We have been big fans of white noise and the benefits it can bring babies ever since Pie was born. When ever he went for a sleep we would pop on a white noise that was based on a train! It was a standard joke when he was a baby. ‘Whats Pie doing? Oh he is riding his train…’ Pudding has had her dream sheep since the day she was born. You could say then that we are connoisseurs of white noise. So when we were approached by Fade Away Sleep Sounds to review their product we said yes!

Jedidja / Pixabay

Fade Away Sleep Sounds was started by Kevin. Who with two small boys of his own and a daily bedtime struggle, discovered the benefits of white noise:

‘Sure Einstein created the theory of relativity… whatever.  I’ll be impressed when someone shows me a video of him doing a dip, dip, swing, dip of a fuzzy baby wrapped in a perfect swaddle while making the “shushing” sound for precisely eleven seconds.
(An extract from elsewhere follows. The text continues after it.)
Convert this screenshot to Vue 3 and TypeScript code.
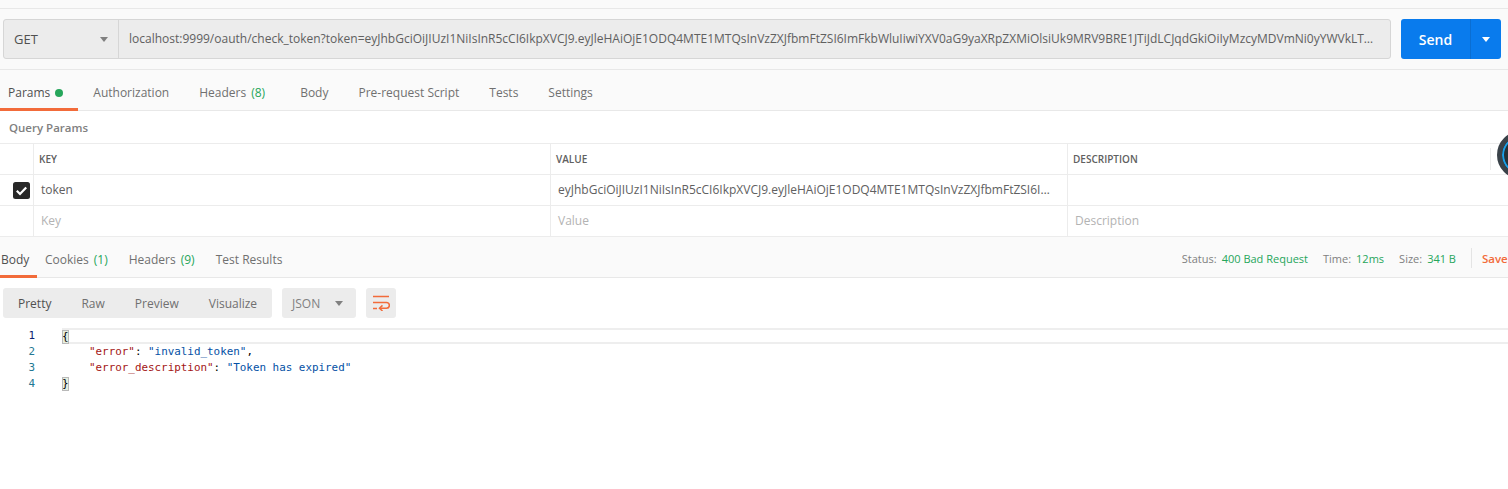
<script setup lang="ts">
interface Tab { label: string; count?: string; dot?: boolean; active?: boolean }
const reqTabs: Tab[] = [
  { label: 'Params', dot: true, active: true },
  { label: 'Authorization' },
  { label: 'Headers', count: '(8)' },
  { label: 'Body' },
  { label: 'Pre-request Script' },
  { label: 'Tests' },
  { label: 'Settings' },
]
const resTabs: Tab[] = [
  { label: 'Body', active: true },
  { label: 'Cookies', count: '(1)' },
  { label: 'Headers', count: '(9)' },
  { label: 'Test Results' },
]
const url = 'localhost:9999/oauth/check_token?token=eyJhbGciOiJIUzI1NiIsInR5cCI6IkpXVCJ9.eyJleHAiOjE1ODQ4MTE1MTQsInVzZXJfbmFtZSI6ImFkbWluIiwiYXV0aG9yaXRpZXMiOlsiUk9MRV9BRE1JTiJdLCJqdGkiOiIyMzcyMDVmNi0yYWVkLTQ5YjEtOGE3ZS1hNjE2OTk3ZTA4MGMiLCJjbGllbnRfaWQiOiJ0ZXN0In0'
const value = 'eyJhbGciOiJIUzI1NiIsInR5cCI6IkpXVCJ9.eyJleHAiOjE1ODQ4MTE1MTQsInVzZXJfbmFtZSI6ImFkbWluIiwiYXV0aG9yaXRpZXMi'
</script>

<template>
  <div class="page">
    <div class="top-strip"></div>
    <div class="request-bar">
      <div class="url-group">
        <div class="method"><span>GET</span><i class="caret gray"></i></div>
        <div class="url">{{ url }}</div>
      </div>
      <div class="send">
        <span class="send-label">Send</span>
        <span class="send-more"><i class="caret white"></i></span>
      </div>
    </div>

    <div class="tabs req-tabs">
      <div v-for="t in reqTabs" :key="t.label" class="tab" :class="{ active: t.active }">
        {{ t.label }}<span v-if="t.count" class="count">{{ t.count }}</span><i v-if="t.dot" class="dot"></i>
      </div>
    </div>

    <div class="query-title">Query Params</div>
    <div class="table">
      <div class="row head">
        <div class="cell check"></div>
        <div class="cell key">KEY</div>
        <div class="cell val">VALUE</div>
        <div class="cell desc">DESCRIPTION</div>
        <div class="cell end"></div>
      </div>
      <div class="row">
        <div class="cell check">
          <svg width="17" height="17" viewBox="0 0 17 17">
            <rect width="17" height="17" rx="2.5" fill="#282828" />
            <path d="M3.8 8.8 7 12 13.2 5.4" fill="none" stroke="#fff" stroke-width="2.2" />
          </svg>
        </div>
        <div class="cell key text">token</div>
        <div class="cell val text"><span class="clip">{{ value }}</span></div>
        <div class="cell desc"></div>
      </div>
      <div class="row">
        <div class="cell check"></div>
        <div class="cell key ph">Key</div>
        <div class="cell val ph">Value</div>
        <div class="cell desc ph">Description</div>
      </div>
    </div>

    <div class="tabs res-tabs">
      <div v-for="t in resTabs" :key="t.label" class="tab" :class="{ active: t.active }">
        {{ t.label }}<span v-if="t.count" class="count">{{ t.count }}</span>
      </div>
      <div class="status">
        <span>Status:<b>400 Bad Request</b></span>
        <span>Time:<b>12ms</b></span>
        <span>Size:<b>341 B</b></span>
        <i class="sep"></i>
        <span class="save">Save Response</span>
      </div>
    </div>

    <div class="toolbar">
      <div class="views">
        <span class="on">Pretty</span><span>Raw</span><span>Preview</span><span>Visualize</span>
      </div>
      <div class="lang"><span>JSON</span><i class="caret gray"></i></div>
      <div class="wrap">
        <svg width="18" height="16" viewBox="0 0 18 16" fill="none" stroke="#f26b3a" stroke-width="1.5">
          <path d="M1 1.5H17" />
          <path d="M1 7.5H14.5a2.6 2.6 0 0 1 0 5.7H8" />
          <path d="M1 13.5H5" />
          <path d="M10.5 10.4 7.5 13.2 10.5 16" />
        </svg>
      </div>
    </div>

    <div class="code">
      <div class="gutter"><div>1</div><div>2</div><div>3</div><div>4</div></div>
      <div class="lines">
        <div class="line current"><span class="match">{</span></div>
        <div class="line ind"><span class="k">"error"</span>: <span class="s">"invalid_token"</span>,</div>
        <div class="line ind"><span class="k">"error_description"</span>: <span class="s">"Token has expired"</span></div>
        <div class="line"><span class="match">}</span></div>
      </div>
    </div>

    <div class="float-badge"></div>
  </div>
</template>

<style>
html, body { margin: 0; background: #fff; overflow: hidden; }
</style>

<style scoped>
.page { position: relative; width: 1508px; height: 489px; overflow: hidden; background: #fff; font-family: "Open Sans", sans-serif; font-size: 12px; color: #505050; }
.top-strip { height: 8px; background: #fafafa; border-bottom: 1px solid #e8e8e8; }
.request-bar { height: 61px; box-sizing: border-box; padding: 10px 7px 0 3px; display: flex; gap: 10px; background: #fafafa; border-bottom: 1px solid #e8e8e8; }
.url-group { flex: 1; min-width: 0; height: 40px; box-sizing: border-box; display: flex; background: #ececec; border: 1px solid #d6d6d6; border-radius: 3px; }
.method { width: 115px; flex: none; box-sizing: border-box; padding: 0 10px 0 10px; display: flex; align-items: center; justify-content: space-between; border-right: 1px solid #d6d6d6; font-size: 13px; }
.url { flex: 1; min-width: 0; padding: 0 16px 0 10px; line-height: 38px; white-space: nowrap; overflow: hidden; text-overflow: ellipsis; color: #606060; font-size: 12px; }
.caret { display: block; width: 0; height: 0; border-left: 4px solid transparent; border-right: 4px solid transparent; }
.caret.gray { border-top: 5px solid #808080; }
.caret.white { border-top: 5px solid #fff; }
.send { width: 100px; height: 40px; flex: none; display: flex; background: #097bed; border-radius: 3px; color: #fff; }
.send-label { width: 69px; text-align: center; line-height: 41px; font-size: 14px; font-weight: 600; border-right: 1px solid #0a6ed2; }
.send-more { flex: 1; display: flex; align-items: center; justify-content: center; }

.tabs { display: flex; height: 41px; box-sizing: border-box; background: #fafafa; border-bottom: 1px solid #e8e8e8; }
.tab { position: relative; color: #707070; white-space: nowrap; }
.tab.active { color: #505050; }
.tab.active::after { content: ""; position: absolute; left: 0; right: 0; bottom: -1px; height: 3px; background: #f26b3a; }
.count { color: #26a65b; margin-left: 5px; }
.req-tabs .tab { padding: 0 15px; line-height: 45px; }
.req-tabs .tab:first-child { padding-left: 8px; }
.req-tabs .tab:nth-child(3) { padding-right: 20px; }
.dot { display: inline-block; width: 8px; height: 8px; margin-left: 5px; border-radius: 50%; background: #26a65b; }

.query-title { height: 33px; box-sizing: border-box; padding-left: 9px; line-height: 33px; font-weight: 600; font-size: 11.5px; color: #808080; border-bottom: 1px solid #ececec; }
.row { display: flex; height: 31px; box-sizing: border-box; border-bottom: 1px solid #ececec; }
.cell { box-sizing: border-box; padding-left: 7px; line-height: 29px; border-right: 1px solid #ececec; flex: none; min-width: 0; }
.check { width: 34px; padding: 0 0 0 13px; display: flex; align-items: center; }
.key { width: 517px; }
.val { width: 517px; }
.desc { width: 422px; border-right: 0; }
.end { width: 18px; flex: none; border-left: 1px solid #ececec; padding: 0; height: 22px; margin-top: 4px; }
.head .cell { font-size: 10px; font-weight: 600; color: #606060; padding-left: 5px; line-height: 30px; }
.head .check, .head .end { padding: 0; }
.text { color: #606060; }
.ph { color: #b3b3b3; }
.clip { display: block; width: 492px; white-space: nowrap; overflow: hidden; text-overflow: ellipsis; }

.res-tabs { align-items: stretch; }
.res-tabs .tab { padding: 0 1px; margin-right: 19px; line-height: 45px; }
.res-tabs .tab:first-child { width: 37px; box-sizing: border-box; margin-right: 7px; }
.status { margin-left: auto; display: flex; align-items: center; font-size: 11px; color: #808080; white-space: nowrap; padding-top: 2px; margin-right: -56px; }
.status > span { margin-right: 15px; }
.status b { font-weight: 400; color: #26a65b; margin-left: 5px; }
.sep { width: 1px; height: 20px; background: #e4e4e4; margin-right: 10px; }
.status .save { color: #f26b3a; font-weight: 600; font-size: 11.5px; margin: 0; }

.toolbar { display: flex; padding: 10px 0 0 3px; height: 50px; box-sizing: border-box; }
.views { width: 269px; height: 30px; display: flex; align-items: center; padding: 1px 0 0 15px; gap: 30px; box-sizing: border-box; background: #ececec; border-radius: 3px; color: #707070; }
.views .on { color: #505050; }
.lang { width: 74px; height: 30px; margin-left: 10px; padding: 1px 13px 0 10px; box-sizing: border-box; display: flex; align-items: center; justify-content: space-between; background: #ececec; border-radius: 3px; color: #808080; }
.wrap { width: 30px; height: 30px; margin-left: 10px; display: flex; align-items: center; justify-content: center; background: #ececec; border-radius: 3px; }

.code { display: flex; font-family: "DejaVu Sans Mono", monospace; font-size: 10.9px; line-height: 16px; }
.gutter { width: 62px; flex: none; box-sizing: border-box; text-align: right; padding: 0 27px 0 0; color: #237893; }
.gutter > div:first-child { color: #0b216f; }
.lines { flex: 1; }
.line { height: 16px; white-space: pre; color: #000; }
.line.ind { padding-left: 27px; }
.line.current { box-sizing: border-box; border-top: 2px solid #eee; border-bottom: 2px solid #eee; line-height: 12px; }
.match { display: inline-block; height: 14px; line-height: 14px; background: #e6efe0; outline: 1px solid #b9b9b9; outline-offset: -1px; }
.k { color: #a31515; }
.s { color: #0451a5; }

.float-badge { position: absolute; left: 1497px; top: 131px; width: 48px; height: 48px; box-sizing: border-box; border-radius: 50%; background: #263238; border: 5px solid #3a4249; box-shadow: inset 0 0 0 2px #1a9fe8; }
</style>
That’s why I created Fade Away Sleep Sounds™. It’s a collection of some of Mother Natures best sounds along with sounds made from common household appliances that thousands of parents are probably using with their kids right this very second. But the cool thing with Fade Away Sleep Sounds is you don’t have to wear out your hair dryer to get your kids to sleep!

Fade Away Sleep Sounds

All the sounds either come from nature or from common household appliances. For me personally I cannot stand the sound of the vacuum. I do however love the sound of a thunderstorm. My plan was to start using white noise when Mr Pud and I are on nights. This is in the vague attempt that the white noise muffles the noise of the kids!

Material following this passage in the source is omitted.